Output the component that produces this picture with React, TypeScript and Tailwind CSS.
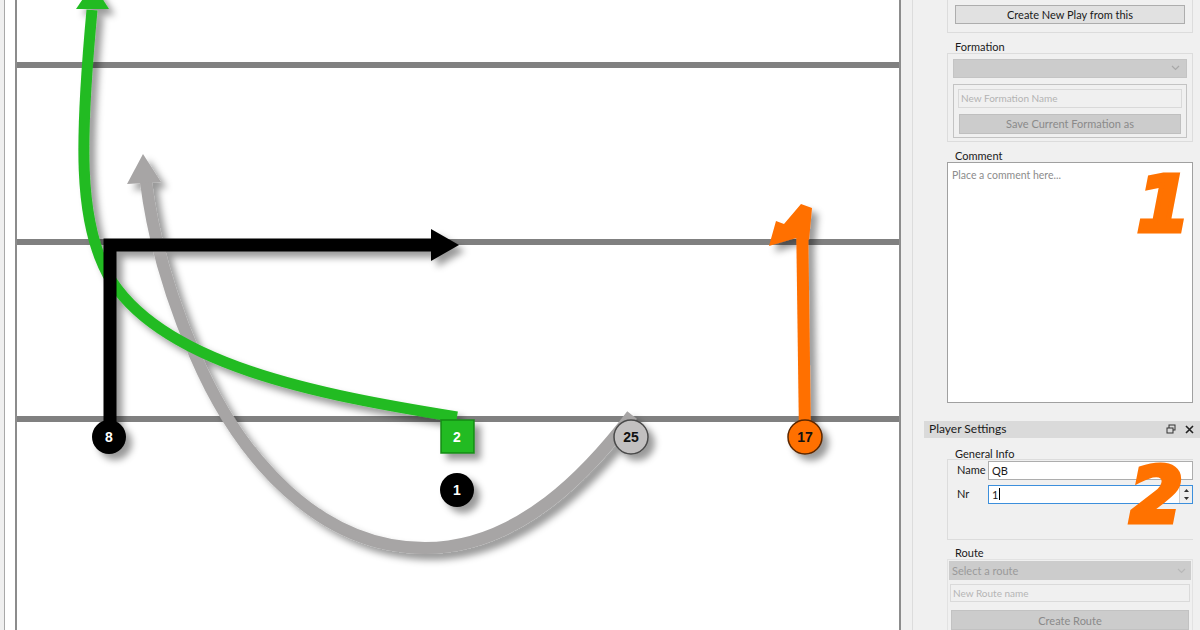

──────────────────────────────

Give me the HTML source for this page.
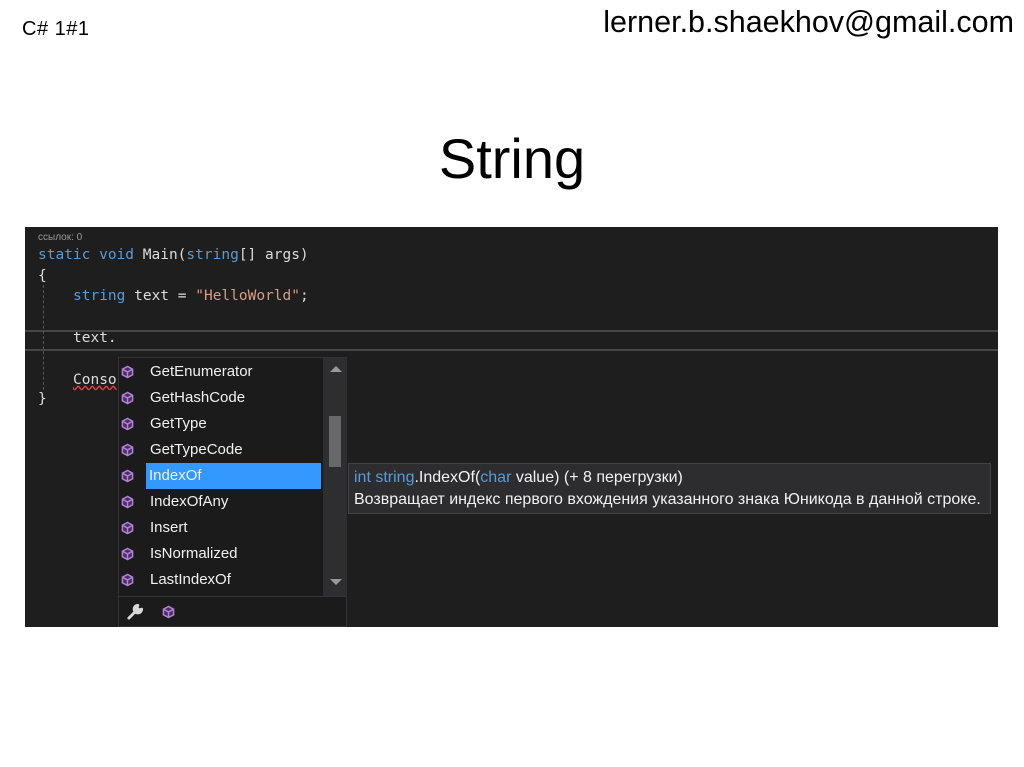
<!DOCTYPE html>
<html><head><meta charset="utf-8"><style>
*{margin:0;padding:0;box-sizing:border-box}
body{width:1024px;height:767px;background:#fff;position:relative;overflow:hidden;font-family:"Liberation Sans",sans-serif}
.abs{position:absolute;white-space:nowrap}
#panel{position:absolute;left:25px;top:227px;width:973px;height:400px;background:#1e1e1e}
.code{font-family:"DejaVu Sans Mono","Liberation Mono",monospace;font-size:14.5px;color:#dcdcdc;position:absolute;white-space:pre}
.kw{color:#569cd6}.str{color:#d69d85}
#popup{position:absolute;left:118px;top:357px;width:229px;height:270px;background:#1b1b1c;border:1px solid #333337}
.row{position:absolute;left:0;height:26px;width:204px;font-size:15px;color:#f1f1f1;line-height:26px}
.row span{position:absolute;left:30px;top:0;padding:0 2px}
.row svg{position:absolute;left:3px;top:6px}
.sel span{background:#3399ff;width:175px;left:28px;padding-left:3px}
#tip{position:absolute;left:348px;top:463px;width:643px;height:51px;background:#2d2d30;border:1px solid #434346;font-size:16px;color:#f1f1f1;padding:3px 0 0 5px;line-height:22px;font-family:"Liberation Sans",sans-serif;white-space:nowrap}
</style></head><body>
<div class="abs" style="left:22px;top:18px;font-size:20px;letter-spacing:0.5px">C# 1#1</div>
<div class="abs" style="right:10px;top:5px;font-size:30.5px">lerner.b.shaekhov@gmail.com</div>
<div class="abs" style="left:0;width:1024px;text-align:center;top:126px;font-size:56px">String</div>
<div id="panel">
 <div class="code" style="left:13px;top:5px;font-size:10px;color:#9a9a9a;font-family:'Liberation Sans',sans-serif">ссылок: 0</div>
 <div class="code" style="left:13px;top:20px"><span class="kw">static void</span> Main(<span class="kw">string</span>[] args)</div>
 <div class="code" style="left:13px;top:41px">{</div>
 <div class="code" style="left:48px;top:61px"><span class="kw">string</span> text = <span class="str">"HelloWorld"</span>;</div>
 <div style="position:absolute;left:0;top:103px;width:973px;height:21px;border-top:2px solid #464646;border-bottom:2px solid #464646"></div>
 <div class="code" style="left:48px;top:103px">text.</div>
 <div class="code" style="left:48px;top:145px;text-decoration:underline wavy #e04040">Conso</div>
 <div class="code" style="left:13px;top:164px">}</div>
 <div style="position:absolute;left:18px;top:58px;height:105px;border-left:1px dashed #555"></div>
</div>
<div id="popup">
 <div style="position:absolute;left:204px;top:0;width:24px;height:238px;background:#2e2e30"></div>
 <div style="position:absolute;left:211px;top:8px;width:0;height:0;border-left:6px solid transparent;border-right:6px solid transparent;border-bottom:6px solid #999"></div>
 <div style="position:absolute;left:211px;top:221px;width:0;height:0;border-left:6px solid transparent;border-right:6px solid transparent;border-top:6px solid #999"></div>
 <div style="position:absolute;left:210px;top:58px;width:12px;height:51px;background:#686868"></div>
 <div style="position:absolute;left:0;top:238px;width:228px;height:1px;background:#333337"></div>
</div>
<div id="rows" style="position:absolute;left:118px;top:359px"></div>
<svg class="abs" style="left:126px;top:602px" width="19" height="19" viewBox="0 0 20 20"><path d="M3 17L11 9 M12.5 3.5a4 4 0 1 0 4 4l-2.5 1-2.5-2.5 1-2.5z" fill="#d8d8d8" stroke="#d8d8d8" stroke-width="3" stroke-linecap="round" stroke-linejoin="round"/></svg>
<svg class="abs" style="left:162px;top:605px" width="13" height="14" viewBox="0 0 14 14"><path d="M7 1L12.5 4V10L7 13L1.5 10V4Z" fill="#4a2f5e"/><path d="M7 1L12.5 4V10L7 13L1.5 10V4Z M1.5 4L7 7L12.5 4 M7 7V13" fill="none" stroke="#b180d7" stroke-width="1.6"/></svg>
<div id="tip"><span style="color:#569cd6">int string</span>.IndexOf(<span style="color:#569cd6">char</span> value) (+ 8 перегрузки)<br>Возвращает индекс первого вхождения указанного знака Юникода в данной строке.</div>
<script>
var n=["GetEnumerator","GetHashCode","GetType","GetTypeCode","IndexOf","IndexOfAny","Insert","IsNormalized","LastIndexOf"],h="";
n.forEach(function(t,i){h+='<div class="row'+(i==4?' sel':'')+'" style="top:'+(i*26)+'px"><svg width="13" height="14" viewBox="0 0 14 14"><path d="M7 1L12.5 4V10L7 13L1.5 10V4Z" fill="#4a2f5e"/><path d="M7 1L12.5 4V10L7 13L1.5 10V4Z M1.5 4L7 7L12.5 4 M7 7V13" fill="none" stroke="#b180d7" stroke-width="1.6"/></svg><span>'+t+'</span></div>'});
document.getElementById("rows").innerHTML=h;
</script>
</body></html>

──────────────────────────────

### TASK DESCRIPTION:
Go through the data and count each line that has the word "this", then give the total alone.

### FULL OUTPUT:
2